Now, we apply this to our conversion for cubic meters:
$$1 \mathrm{m}^{3} = 10^6 \mathrm{mL}$$
$$1 \mathrm{m}^{3} = 10^6 \times (10^3 \mu \mathrm{L})$$
When multiplying powers of the same base, we add the exponents:
$$1 \mathrm{m}^{3} = 10^{(6+3)} \mu \mathrm{L} = 10^9 \mu \mathrm{L}$$.
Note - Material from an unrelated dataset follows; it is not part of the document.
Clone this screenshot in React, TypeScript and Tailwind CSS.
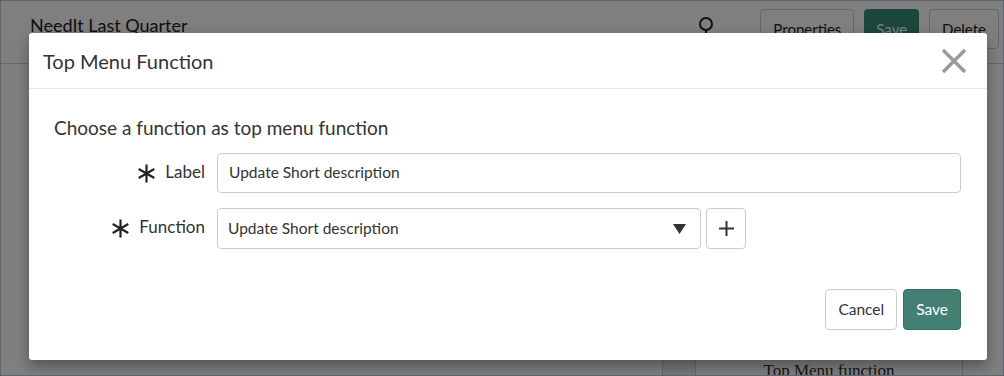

**step6** Calculating the final density

Now we have the mass in megagrams and the volume in microliters:
The mass is $$10^{15} \mathrm{Mg}$$.
The volume is $$10^9 \mu \mathrm{L}$$.
To find the density in the desired units, we divide the mass by the volume:
Density = $$\frac{\text{Mass}}{\text{Volume}} = \frac{10^{15} \mathrm{Mg}}{10^9 \mu \mathrm{L}}$$
When dividing powers of the same base, we subtract the exponent of the denominator from the exponent of the numerator:
Density = $$10^{(15-9)} \mathrm{Mg} / \mu \mathrm{L}$$
Density = $$10^6 \mathrm{Mg} / \mu \mathrm{L}$$.